As the NBA works toward its 22-team return in Orlando, eight teams sit in limbo. The Chicago Bulls, Atlanta Hawks, Charlotte Hornets, New York Knicks, Detroit Pistons, Cleveland Cavaliers, Minnesota Timberwolves, and Golden State Warriors will each watch the continuation of the 2019-20 season on TV, just like the rest of us.
More to the point, none of the players on these eight teams are required to be in their home market. And while some are in the area/using team facilities for individual workouts, others are chilling elsewhere (according to some recent Instagram investigations, Zach LaVine is somewhere near a beach and Otto Porter is visiting his mother in St. Louis).
To put this all simply, the 2019-2020 hiatus effectively continued in full for these eight squads.
However, as the NBA finalized its return plan, a conversation started to swirl about whether or not these remaining teams should have some sort of return of their own. Some franchises were reportedly pulling for mandatory summer workouts or exhibition games earlier this month, citing concern over a possibly large “competitive disadvantage.”
Well, it appears the NBA isn’t too concerned about any such disadvantage.
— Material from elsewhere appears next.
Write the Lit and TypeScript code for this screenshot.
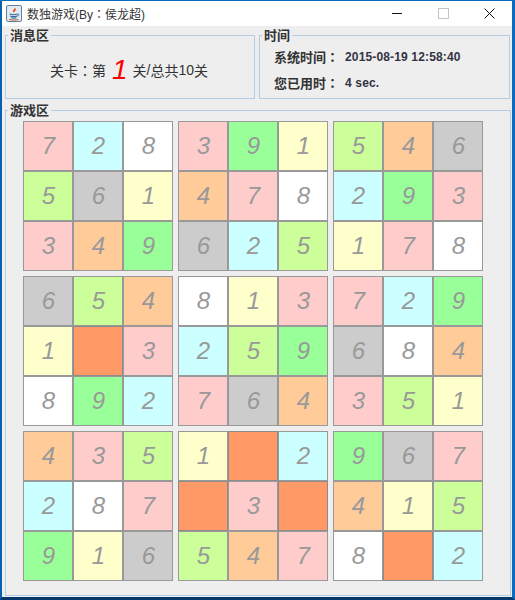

According to the New York Post’s Marc Berman, the NBA will not allow any mandatory team activities this summer. Conversations were still ongoing during a conference call last Friday, but as NBC Sports Chicago’s K.C. Johnson notes, there wasn’t a whole lot of optimism.
On last Friday’s conference call,
neither NBA nor NBPA sounded optimistic an 8-team gathering was feasible. There is varying levels of interest among the 8 teams too. Some just want group practice time, if possible. But unlikely that would be mandated by PA. https://t.co/4sFlEVxuPI
— K.C. Johnson (@KCJHoop) June 30, 2020
Not only does it sound like the NBPA is hesitant to agree to any mandatory activities (which does make sense, especially as the bubble, itself, isn’t even mandatory), but some teams are reportedly less interested than others. Additionally, if the league were to go the exhibition route, they’d have to logistically mimic everything they’re doing in Orlando (albeit on a smaller scale). That’s a whole lot to ask for (and risk) for games of very little practical importance.
With that said, I’d argue that the Bulls are likely among the more interested parties in terms of mandatory OTA’s. When he spoke with the media on June 6th, Arturas Karnisovas expressed his disappointment (and understanding) in the league’s decision to leave out the bottom eight teams. He also told reported that he hoped there would be a way for teams to continue practices and possible play in scrimmages.
“We’re getting now on calls and we’re having conversations about how we can develop our players and how we can have a structure in place to get some practicing and possibly some scrimmaging possibly in the offseason to catch up to those teams that are going to be playing. The work obviously never stops. I informed the players that we will inform them depending on what the league is going to allow us to do this summer, and we’re going to go from there” (via NBC Sports Chicago).
Of course, the Bulls can still hold practices over the next couple of months, but those will likely have to be voluntary and largely internal. The good news about that is practically all of the Bulls players participated in voluntary workouts last summer, which could mean they’ll be proactive about doing the same sometime over the next couple of months. Yet again, that was before COVID-19 and before their disdain for Jim Boylen grew even greater.
Now, nothing is finite. The NBA hasn’t made any official announcement on the matter, and we all know things can change quickly. If the virus spread is less severe in the coming months (which certainly feels unlikely right now), I don’t think any of us would be surprised to see the league try and organize some kind of plan for these eight teams. Until then, though, we’re looking at roughly six months before we see all the Bulls players back on the court.